Don't let the blessing and priveledge of this be lost on you. This is not something that we are born into like our natural sonship, it is adoptive. Thus we are chosen and it is soley by a gift of grace. We are heirs along with Christ. We are brothers and sisters of Jesus.

What does it mean to me that God is my Father? This is a quite comfortable and comforting question. All the answers that you may come up with probably make you feel cozy and require nothing from you. However, there is a question that follows that is less comfy: What does it mean to me that I am God's child? If I may put it another way: we are quick to elaborate on what the Father-son relationship means to us in terms of benefits, but slow to consider what it means in terms of responsibilities and expectations.

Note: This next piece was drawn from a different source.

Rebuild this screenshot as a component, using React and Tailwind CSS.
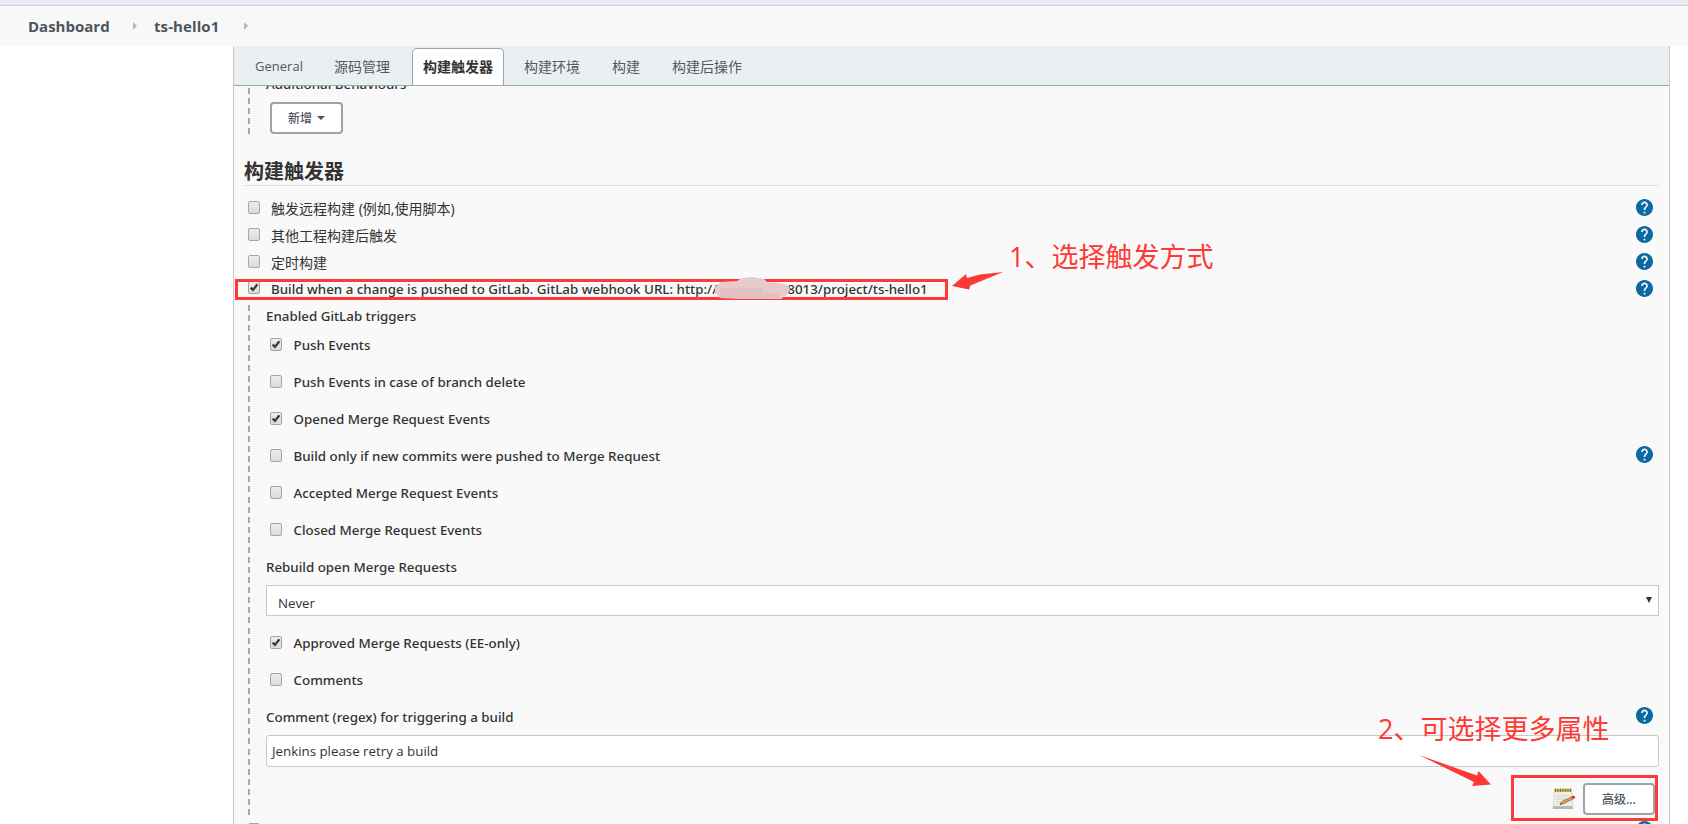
import clsx from "clsx";

const TABS = [
  { label: "General", className: "w-[78px] text-[13px]" },
  { label: "源码管理", className: "mr-[6px] w-[88px]" },
  { label: "构建触发器", active: true },
  { label: "构建环境", className: "ml-1 w-[88px]" },
  { label: "构建", className: "w-[60px]" },
  { label: "构建后操作", className: "w-[102px]" },
];

const EVENTS = [
  { label: "Push Events", checked: true },
  { label: "Push Events in case of branch delete" },
  { label: "Opened Merge Request Events", checked: true },
  { label: "Build only if new commits were pushed to Merge Request", help: true },
  { label: "Accepted Merge Request Events" },
  { label: "Closed Merge Request Events" },
];

const Checkbox = ({ checked, className }) => (
  <span
    className={clsx(
      "block h-[13px] w-[12px] shrink-0 rounded-[2px] border border-[#a6a6a6] bg-linear-to-b from-[#ededed] to-[#dadada]",
      className
    )}
  >
    {checked && (
      <svg viewBox="0 0 10 11" className="h-[11px] w-[10px]">
        <path d="M1.6 5.6 4 7.900 8.400 2.300" fill="none" stroke="#3c3c3c" strokeWidth="2.3" />
      </svg>
    )}
  </span>
);

const Help = ({ className }) => (
  <svg viewBox="2 2 20 20" className={clsx("h-[17px] w-[17px] shrink-0", className)}>
    <path
      fill="#0b6aa2"
      d="M12 2C6.48 2 2 6.48 2 12s4.48 10 10 10 10-4.48 10-10S17.52 2 12 2zm1 17h-2v-2h2v2zm2.07-7.75-.9.92C13.45 12.9 13 13.5 13 15h-2v-.5c0-1.1.45-2.1 1.17-2.83l1.24-1.26c.37-.36.59-.86.59-1.41 0-1.1-.9-2-2-2s-2 .9-2 2H8c0-2.21 1.79-4 4-4s4 1.79 4 4c0 .88-.36 1.68-.93 2.25z"
    />
  </svg>
);

const Separator = () => <span className="h-0 w-0 border-y-4 border-l-4 border-y-transparent border-l-[#b5b5b5]" />;

const TriggerRow = ({ children, checked, className }) => (
  <div className={clsx("flex shrink-0 items-center pr-[6px] pl-1", className)}>
    <Checkbox checked={checked} className="-mt-[3px]" />
    <span className="ml-[11px] grow">{children}</span>
    <Help className="-mt-[2px]" />
  </div>
);

const EventRow = ({ label, checked, help }) => (
  <div className="flex h-[37px] items-center pr-[6px] pl-1">
    <Checkbox checked={checked} />
    <span className="ml-[11.5px] grow pt-[2px]">{label}</span>
    {help && <Help className="-mt-[2px]" />}
  </div>
);

const Notepad = () => (
  <svg viewBox="0 0 24 24" className="h-6 w-6">
    <path d="M2.500 3h17l1 17.500h-19z" fill="#efefea" />
    <path d="M1.500 19h19l.3 3H.7z" fill="#b9b9b2" />
    <path d="M2.500 3 1 21.500M19.500 3l1.300 18.500" stroke="#c4c4bd" strokeWidth=".7" />
    <path d="M2.500 2h17v3h-17z" fill="#c9b75a" />
    <path d="M3.500 1.500v3M6 1.500v3M8.500 1.500v3M11 1.500v3M13.500 1.500v3M16 1.500v3M18.500 1.500v3" stroke="#7b6a20" />
    <path d="M4 9h12M4 12h10M4 15h5" stroke="#cfcfcb" />
    <path d="m8 17.500 2-3 10-5 1.500 2.200-10 5z" fill="#e2a048" stroke="#7a4e1b" strokeWidth=".6" />
    <path d="m19.500 9.500 2.500-1 1.500 2.200-2.500 1.200z" fill="#cf3b35" />
    <path d="m8 17.500.8-1.300.9.900z" fill="#222" />
  </svg>
);

const App = () => {
  return (
    <div className="relative flex h-[824px] w-[1688px] flex-col overflow-hidden bg-white font-['Open_Sans','Noto_Sans_CJK_SC',sans-serif] text-[14px] text-[#333]">
      <div className="h-[6px] shrink-0 border-b border-[#cfcfdc] bg-[#e9e9f3]" />
      <header className="flex h-10 shrink-0 items-center bg-[#f8f8f8] pl-7 text-[15px] font-bold text-[#4d545d]">
        <span className="w-[105px]">Dashboard</span>
        <Separator />
        <span className="ml-[17px] w-[90px] tracking-[0.1px]">ts-hello1</span>
        <Separator />
      </header>

      <main className="ml-[233px] flex w-[1437px] grow flex-col border-x border-[#c8c8c8] bg-[#f9f9f9]">
        <nav className="flex h-10 shrink-0 items-end border-b border-[#98a7b0] bg-[#eaeff2] pl-[6px] text-[#545862]">
          {TABS.map(({ label, active, className }) => (
            <span
              key={label}
              className={clsx(
                "flex h-[37px] items-center justify-center whitespace-nowrap",
                active && "w-[92px] rounded-t-[5px] border border-b-0 border-[#98a7b0] bg-white pb-px font-bold text-[#333]",
                className
              )}
            >
              {label}
            </span>
          ))}
        </nav>

        <div className="flex h-[738px] flex-col overflow-hidden pr-[10px] pl-[10px] font-['Noto_Sans','Noto_Sans_CJK_SC',sans-serif] text-[13.35px] font-medium">
          <div className="ml-1 h-12 shrink-0 bg-[repeating-linear-gradient(to_bottom,transparent_0_2px,#a9a9a9_2px_8px,transparent_8px_10px)] bg-[length:2px_100%] bg-no-repeat pl-[18px]">
            <p className="-mt-[12px] h-5 leading-5">Additional Behaviours</p>
            <button className="mt-[8px] ml-1 flex h-8 w-[73px] items-center justify-center gap-[5px] rounded-[4px] border-2 border-[#98a5ae] bg-white text-[12px] font-medium text-[#4d545d]">
              <span className="pt-px">新增</span>
              <span className="h-0 w-0 border-x-4 border-t-4 border-x-transparent border-t-[#4d545d]" />
            </button>
          </div>

          <h2 className="mt-[22px] h-[30px] shrink-0 border-b border-[#dedede] text-[20px] leading-[32px] font-bold">构建触发器</h2>

          <TriggerRow className="mt-[9px] h-[27px] text-[14px] font-normal">触发远程构建 (例如,使用脚本)</TriggerRow>
          <TriggerRow className="h-[27px] text-[14px] font-normal">其他工程构建后触发</TriggerRow>
          <TriggerRow className="h-[27px] text-[14px] font-normal">定时构建</TriggerRow>
          <TriggerRow checked className="h-[26px]">
            Build when a change is pushed to GitLab. GitLab webhook URL: http://
            <span className="inline-block w-[70px]" />
            8013/project/ts-hello1
          </TriggerRow>

          <section className="mt-[3px] ml-1 h-[510px] shrink-0 bg-[repeating-linear-gradient(to_bottom,#a9a9a9_0_6px,transparent_6px_10.08px)] bg-[length:2px_100%] bg-no-repeat pl-[18px]">
            <p className="h-[21px] leading-[22px]">Enabled GitLab triggers</p>
            {EVENTS.map((event) => (
              <EventRow key={event.label} {...event} />
            ))}
            <p className="h-[37px] leading-[38px]">Rebuild open Merge Requests</p>
            <div className="flex h-[31px] items-center justify-between border border-[#c8c8c8] bg-white pt-[5px] pr-[6px] pl-[11px] font-['Open_Sans'] text-[13.3px] font-normal">
              <span className="pt-px">Never</span>
              <span className="mb-[6px] h-0 w-0 border-x-[3px] border-t-[6px] border-x-transparent border-t-[#333]" />
            </div>
            <div className="mt-[8px]">
              <EventRow label="Approved Merge Requests (EE-only)" checked />
              <EventRow label="Comments" />
            </div>
            <div className="flex h-[37px] items-center justify-between pr-[6px]">
              <span className="pt-px">Comment (regex) for triggering a build</span>
              <Help className="-mt-[2px]" />
            </div>
            <div className="flex h-8 items-center rounded-[3px] border border-[#c8c8c8] bg-white pt-px pl-[5px] font-['Open_Sans'] text-[13.3px] font-normal">
              Jenkins please retry a build
            </div>
            <div className="mt-4 flex items-center justify-end pr-1">
              <Notepad />
              <button className="ml-[7px] h-8 w-[72px] rounded-[4px] border-2 border-[#98a5ae] bg-white pt-[2px] text-[12px] font-medium text-[#4d545d]">
                高级...
              </button>
            </div>
          </section>

          <div className="mt-[6px] flex shrink-0 justify-between pr-[6px] pl-1">
            <Checkbox className="mt-[2px]" />
            <Help />
          </div>
        </div>
      </main>

      {/* annotations over the form */}
      <div className="absolute top-[279px] left-[235px] h-[21px] w-[713px] border-3 border-[#fd3a36]" />
      <svg viewBox="0 0 75 23" className="absolute top-[277px] left-[715px] h-[23px] w-[75px]">
        <path d="M0 10 6 5l16-1 5-3 10-1 12 2 3 3 13 1 8 2 2 4-2 5-7 5H25l-20-1-5-5z" fill="#e8cacc" />
        <path d="M5 11h20v10H5zM25 11h23v11H25zM48 16h16v5H48z" fill="#e1c0c4" />
      </svg>
      <svg viewBox="0 0 52 18" className="absolute top-[272px] left-[952px] h-[18px] w-[52px]">
        <path d="M51 0 28 2.500 15 6l-1-4L0 14l17 3.500 1.500-4z" fill="#fd3a36" />
      </svg>
      <div className="absolute top-[237px] left-[1009px] text-[27px] leading-10 whitespace-nowrap text-[#fd3a36]">1、选择触发方式</div>
      <div className="absolute top-[709px] left-[1378px] text-[27px] leading-10 whitespace-nowrap text-[#fd3a36]">2、可选择更多属性</div>
      <svg viewBox="0 0 72 32" className="absolute top-[755px] left-[1419px] h-8 w-[72px]">
        <path d="M0 0 58 20.500l1.500-4.500L72 29.500 53 31l2-4z" fill="#fd3a36" />
      </svg>
      <div className="absolute top-[775px] left-[1511px] h-[46px] w-[147px] border-3 border-[#fd3a36]" />
    </div>
  );
};

export default App;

You see, Christianity isn't just a "one and done" deal. It's not just fire insurance. Being a child of God signifies that He is in a position of authority over us. It suggests a sense of affection and fellowship between us. And it means giving honor to Him in all these areas. When Jesus called his followers to live in a certain way it was always to either imitate, glorify, or please the Father.
While works do not save us, they are and must be a developing "family trait". As children of God, we do no follow the law to sustain our salvation, but as J.I. Packer wrote, "Law-keeping is the family likeness of God's children; Jesus fulfilled all righteousness, and God calls us to do likewise."

You cannot give the Bible even a cursory reading without finding a strong theme of God's Fatherhood over us. Yet there are so many who passively call God "Father" and live like anything but His child. Anyone who isn't being made into an obedient child of God, no matter how faltering or stumbling, may be no child at all. If there is no love, no deference to the will of the Father, no grief at sinning against such a loving parent, it can be rightly asked if He is truly your Father. If the Bible gives clear guidelines as to what a true child adopted into all rights and benefits looks like, we would be wise to ensure our lives mirror that.

For a more indepth treatment of the subject, see Knowing God by J.I. Packer, specifically the chapter "Sons of God".